Code that builds pages
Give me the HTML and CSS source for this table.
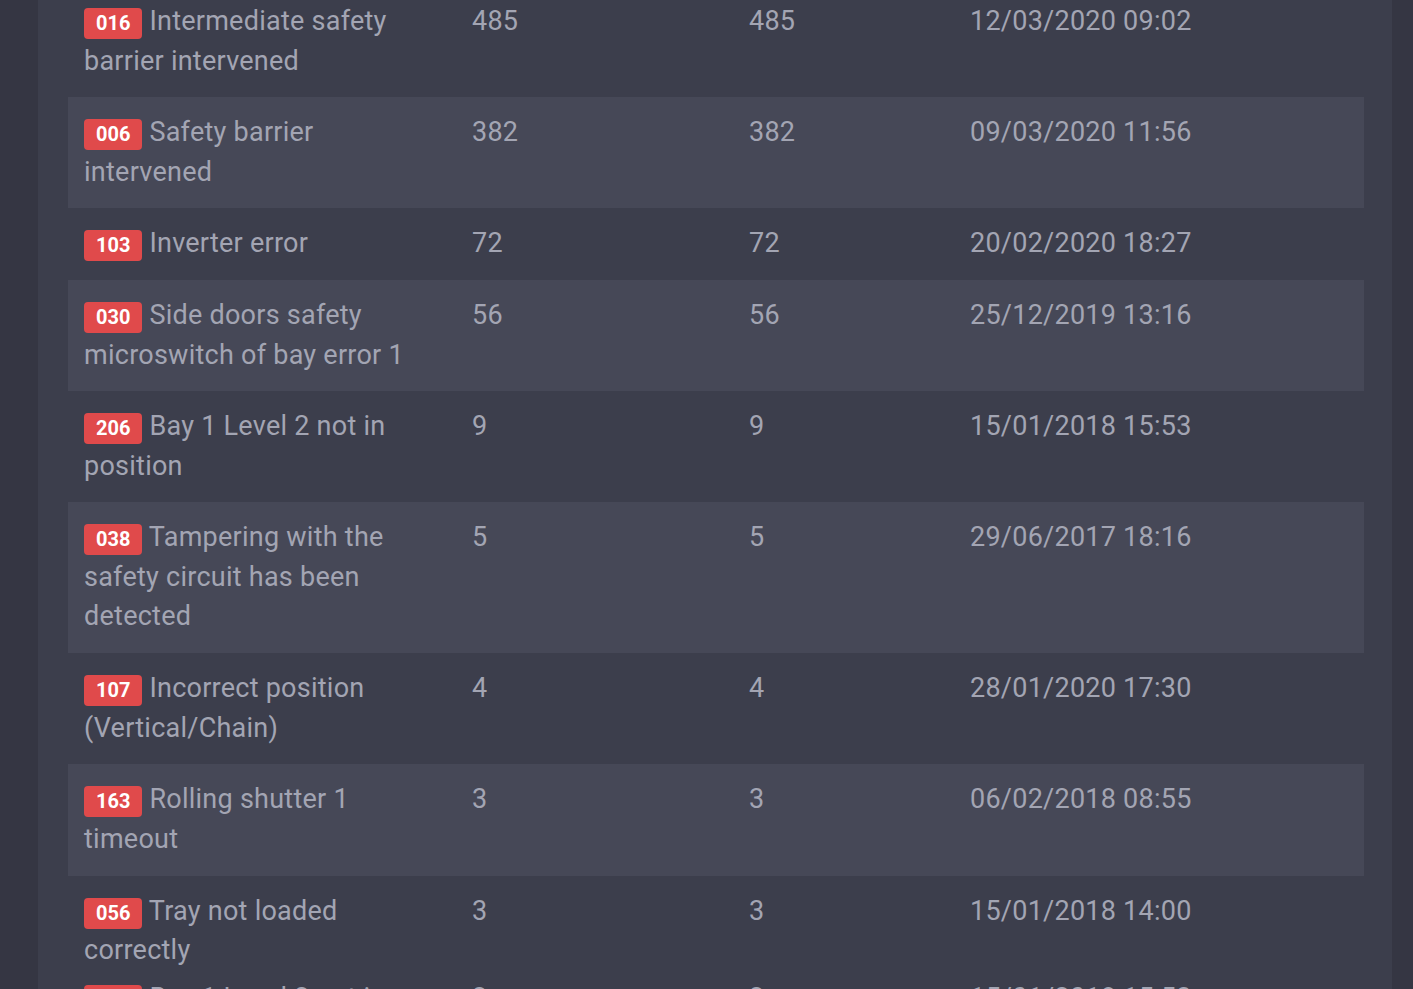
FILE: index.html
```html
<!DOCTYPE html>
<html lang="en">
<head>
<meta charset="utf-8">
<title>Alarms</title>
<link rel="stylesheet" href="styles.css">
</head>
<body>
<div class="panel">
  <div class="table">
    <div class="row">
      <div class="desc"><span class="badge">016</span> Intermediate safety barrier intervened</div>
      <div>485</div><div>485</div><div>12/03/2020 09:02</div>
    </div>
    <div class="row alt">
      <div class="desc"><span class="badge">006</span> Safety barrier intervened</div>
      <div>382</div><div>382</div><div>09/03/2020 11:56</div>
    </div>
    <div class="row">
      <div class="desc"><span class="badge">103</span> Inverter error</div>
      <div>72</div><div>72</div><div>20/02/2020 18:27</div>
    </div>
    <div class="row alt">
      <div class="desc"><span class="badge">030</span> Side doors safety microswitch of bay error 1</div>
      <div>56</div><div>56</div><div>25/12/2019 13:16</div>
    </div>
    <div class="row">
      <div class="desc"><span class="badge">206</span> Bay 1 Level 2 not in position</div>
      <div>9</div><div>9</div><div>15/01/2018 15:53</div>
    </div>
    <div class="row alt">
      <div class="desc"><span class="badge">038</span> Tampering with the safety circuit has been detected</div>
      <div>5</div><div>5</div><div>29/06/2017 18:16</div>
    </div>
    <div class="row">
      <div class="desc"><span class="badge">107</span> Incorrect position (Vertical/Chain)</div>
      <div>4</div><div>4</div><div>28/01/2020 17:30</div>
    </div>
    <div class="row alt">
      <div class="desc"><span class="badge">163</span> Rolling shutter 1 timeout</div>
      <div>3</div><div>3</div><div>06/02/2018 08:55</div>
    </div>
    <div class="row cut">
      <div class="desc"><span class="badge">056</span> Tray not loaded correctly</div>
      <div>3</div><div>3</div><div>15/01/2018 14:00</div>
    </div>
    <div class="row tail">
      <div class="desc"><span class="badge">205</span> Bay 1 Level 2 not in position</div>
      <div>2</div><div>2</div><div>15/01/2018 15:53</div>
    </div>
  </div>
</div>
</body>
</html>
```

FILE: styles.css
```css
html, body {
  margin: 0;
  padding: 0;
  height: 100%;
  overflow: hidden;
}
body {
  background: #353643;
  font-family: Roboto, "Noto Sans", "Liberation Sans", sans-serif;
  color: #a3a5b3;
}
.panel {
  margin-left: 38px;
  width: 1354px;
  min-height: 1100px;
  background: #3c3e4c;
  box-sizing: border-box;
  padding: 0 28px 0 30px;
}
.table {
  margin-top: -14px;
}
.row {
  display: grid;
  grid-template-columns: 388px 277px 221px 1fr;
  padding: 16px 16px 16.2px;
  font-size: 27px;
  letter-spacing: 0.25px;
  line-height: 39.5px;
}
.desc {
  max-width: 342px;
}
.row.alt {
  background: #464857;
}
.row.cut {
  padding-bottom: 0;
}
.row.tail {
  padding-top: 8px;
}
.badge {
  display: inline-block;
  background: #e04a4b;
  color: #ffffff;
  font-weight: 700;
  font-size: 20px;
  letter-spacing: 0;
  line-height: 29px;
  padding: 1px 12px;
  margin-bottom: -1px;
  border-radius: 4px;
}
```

==

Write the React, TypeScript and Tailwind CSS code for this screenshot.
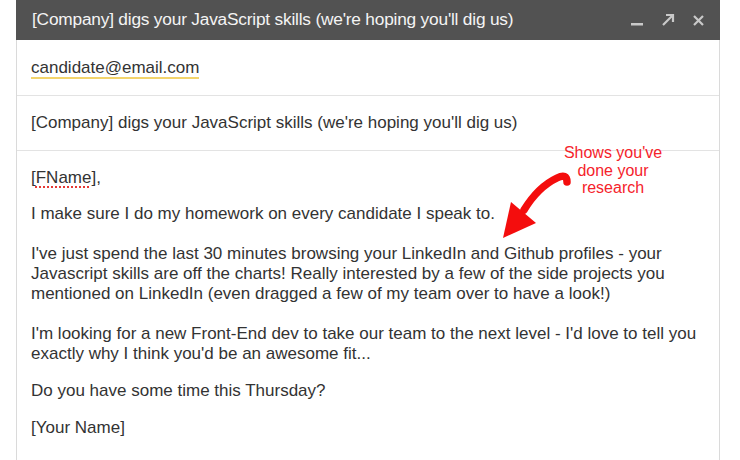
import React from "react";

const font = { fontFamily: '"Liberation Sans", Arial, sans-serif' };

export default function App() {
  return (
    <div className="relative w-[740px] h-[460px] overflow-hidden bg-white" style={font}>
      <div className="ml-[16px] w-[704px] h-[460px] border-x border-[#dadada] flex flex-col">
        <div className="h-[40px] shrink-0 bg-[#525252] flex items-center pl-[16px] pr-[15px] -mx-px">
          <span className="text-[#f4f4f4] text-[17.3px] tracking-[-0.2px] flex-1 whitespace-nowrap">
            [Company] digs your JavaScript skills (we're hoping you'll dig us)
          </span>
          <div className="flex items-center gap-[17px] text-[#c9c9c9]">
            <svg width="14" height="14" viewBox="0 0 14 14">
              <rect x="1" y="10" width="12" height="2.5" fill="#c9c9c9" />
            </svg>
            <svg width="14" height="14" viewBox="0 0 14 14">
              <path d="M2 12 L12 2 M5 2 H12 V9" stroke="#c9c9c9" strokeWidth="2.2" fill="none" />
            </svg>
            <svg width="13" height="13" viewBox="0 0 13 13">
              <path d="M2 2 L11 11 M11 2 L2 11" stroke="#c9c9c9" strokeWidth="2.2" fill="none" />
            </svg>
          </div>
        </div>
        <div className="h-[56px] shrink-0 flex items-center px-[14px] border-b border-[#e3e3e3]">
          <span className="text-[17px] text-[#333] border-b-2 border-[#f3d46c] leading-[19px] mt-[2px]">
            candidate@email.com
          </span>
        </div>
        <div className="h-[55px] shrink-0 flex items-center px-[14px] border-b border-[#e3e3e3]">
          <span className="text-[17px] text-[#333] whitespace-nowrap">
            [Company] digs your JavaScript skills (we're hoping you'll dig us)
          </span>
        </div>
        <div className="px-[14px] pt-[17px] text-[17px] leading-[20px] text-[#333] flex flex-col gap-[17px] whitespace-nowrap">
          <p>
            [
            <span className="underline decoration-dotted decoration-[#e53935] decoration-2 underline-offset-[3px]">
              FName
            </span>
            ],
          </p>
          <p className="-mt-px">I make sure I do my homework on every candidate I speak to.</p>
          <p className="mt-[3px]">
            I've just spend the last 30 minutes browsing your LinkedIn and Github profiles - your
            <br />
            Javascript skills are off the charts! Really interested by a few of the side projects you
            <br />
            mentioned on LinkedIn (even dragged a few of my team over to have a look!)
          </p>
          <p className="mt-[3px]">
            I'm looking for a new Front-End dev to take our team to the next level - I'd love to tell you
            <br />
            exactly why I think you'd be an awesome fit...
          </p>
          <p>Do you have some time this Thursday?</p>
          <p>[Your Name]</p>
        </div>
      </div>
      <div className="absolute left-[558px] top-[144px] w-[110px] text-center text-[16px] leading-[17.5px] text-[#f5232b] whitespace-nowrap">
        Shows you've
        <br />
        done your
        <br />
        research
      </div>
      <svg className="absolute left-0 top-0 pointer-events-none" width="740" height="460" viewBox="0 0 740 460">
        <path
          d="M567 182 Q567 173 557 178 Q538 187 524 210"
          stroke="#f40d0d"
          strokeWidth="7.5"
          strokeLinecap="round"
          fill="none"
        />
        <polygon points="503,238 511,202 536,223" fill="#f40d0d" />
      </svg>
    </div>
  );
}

==

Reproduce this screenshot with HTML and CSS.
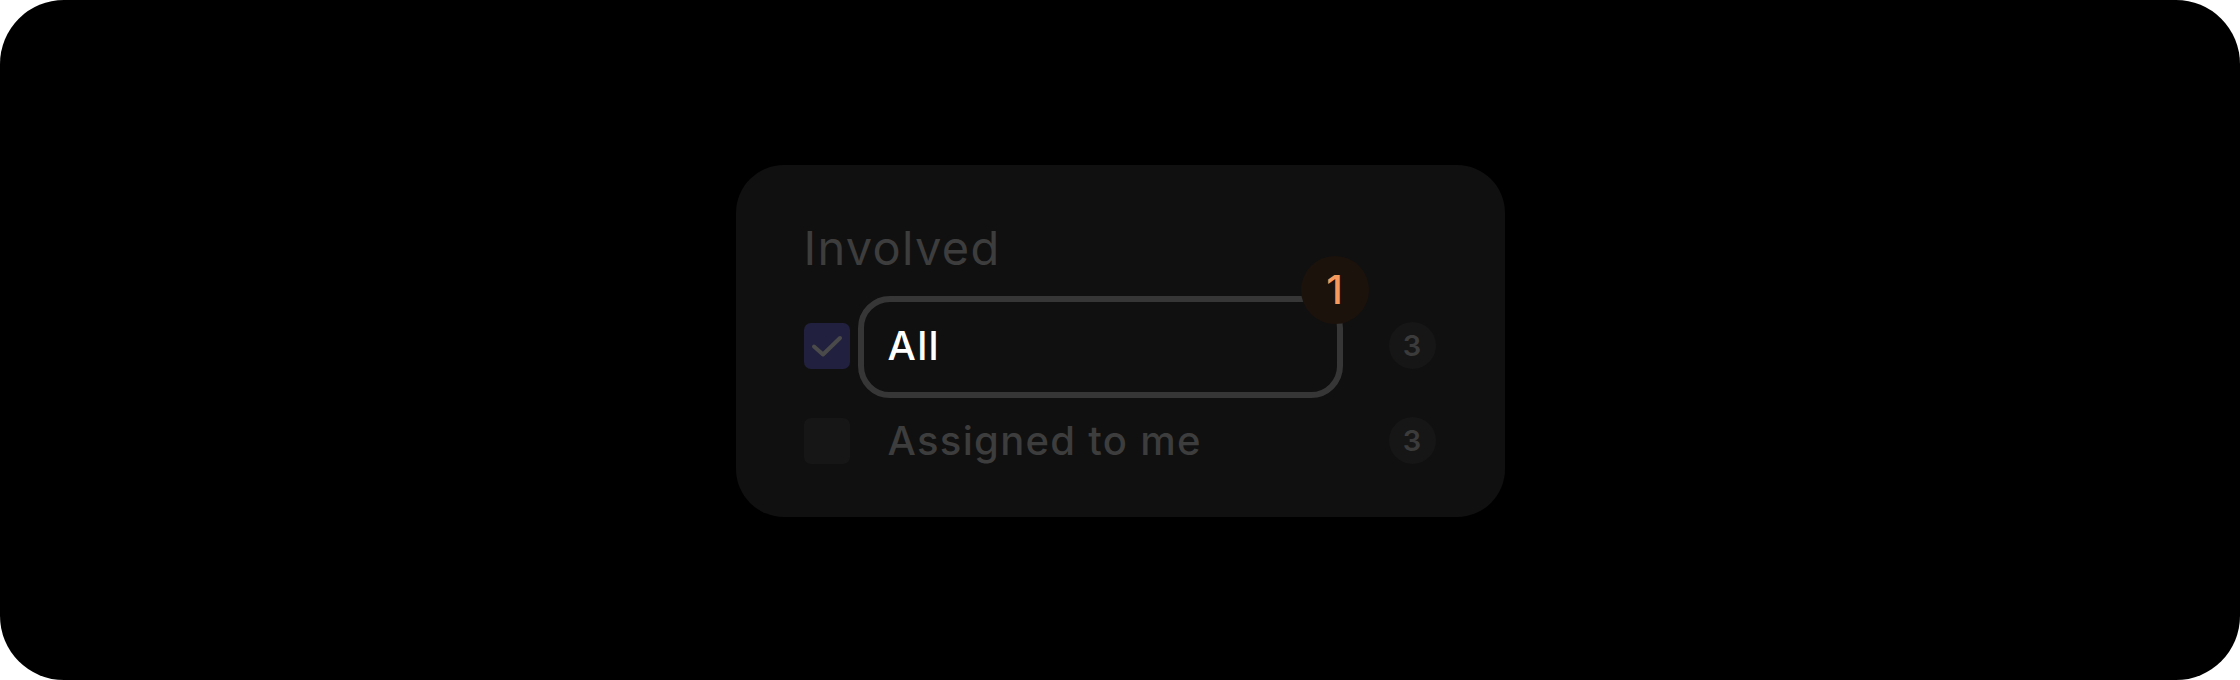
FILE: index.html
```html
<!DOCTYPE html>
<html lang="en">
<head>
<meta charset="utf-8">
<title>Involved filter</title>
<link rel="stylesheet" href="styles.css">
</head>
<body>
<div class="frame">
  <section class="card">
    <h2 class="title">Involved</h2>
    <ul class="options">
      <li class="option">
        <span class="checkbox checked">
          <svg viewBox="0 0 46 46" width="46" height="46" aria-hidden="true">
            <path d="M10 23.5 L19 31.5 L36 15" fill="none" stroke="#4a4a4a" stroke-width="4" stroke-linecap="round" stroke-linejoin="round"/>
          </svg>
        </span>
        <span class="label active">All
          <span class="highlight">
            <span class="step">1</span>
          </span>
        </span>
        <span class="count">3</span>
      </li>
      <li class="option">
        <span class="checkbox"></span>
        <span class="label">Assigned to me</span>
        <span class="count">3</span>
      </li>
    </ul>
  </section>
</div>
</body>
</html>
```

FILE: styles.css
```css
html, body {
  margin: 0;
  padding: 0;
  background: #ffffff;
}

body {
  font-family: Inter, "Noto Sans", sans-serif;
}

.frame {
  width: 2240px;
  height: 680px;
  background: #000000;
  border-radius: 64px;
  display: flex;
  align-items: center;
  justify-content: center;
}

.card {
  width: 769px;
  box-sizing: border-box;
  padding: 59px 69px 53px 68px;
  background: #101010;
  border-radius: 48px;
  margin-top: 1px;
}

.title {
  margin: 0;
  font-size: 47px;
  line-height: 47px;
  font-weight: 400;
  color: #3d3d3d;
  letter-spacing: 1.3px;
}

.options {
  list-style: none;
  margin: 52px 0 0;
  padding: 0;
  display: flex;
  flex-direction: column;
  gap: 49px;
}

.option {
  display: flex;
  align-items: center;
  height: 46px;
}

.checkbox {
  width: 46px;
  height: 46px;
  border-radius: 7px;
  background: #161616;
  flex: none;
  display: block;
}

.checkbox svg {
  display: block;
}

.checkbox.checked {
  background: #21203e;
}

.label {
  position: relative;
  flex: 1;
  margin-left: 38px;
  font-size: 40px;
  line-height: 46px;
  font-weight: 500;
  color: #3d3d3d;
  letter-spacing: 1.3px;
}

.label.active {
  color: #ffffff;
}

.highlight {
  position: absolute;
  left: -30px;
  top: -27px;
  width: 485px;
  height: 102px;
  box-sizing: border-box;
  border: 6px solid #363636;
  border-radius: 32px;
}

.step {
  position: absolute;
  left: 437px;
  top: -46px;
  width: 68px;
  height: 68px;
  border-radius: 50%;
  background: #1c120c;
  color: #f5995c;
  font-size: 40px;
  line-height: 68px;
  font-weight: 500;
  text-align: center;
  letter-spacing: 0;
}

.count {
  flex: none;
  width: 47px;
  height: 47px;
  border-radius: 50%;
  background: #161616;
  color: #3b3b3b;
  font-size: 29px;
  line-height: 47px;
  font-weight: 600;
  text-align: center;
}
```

» **PROBLEM**
Copy all lines from the material that include "screenshot".

» **PROBLEM SOLUTION**
Write the React, TypeScript and Tailwind CSS code for this screenshot.
Reproduce this screenshot with HTML and CSS.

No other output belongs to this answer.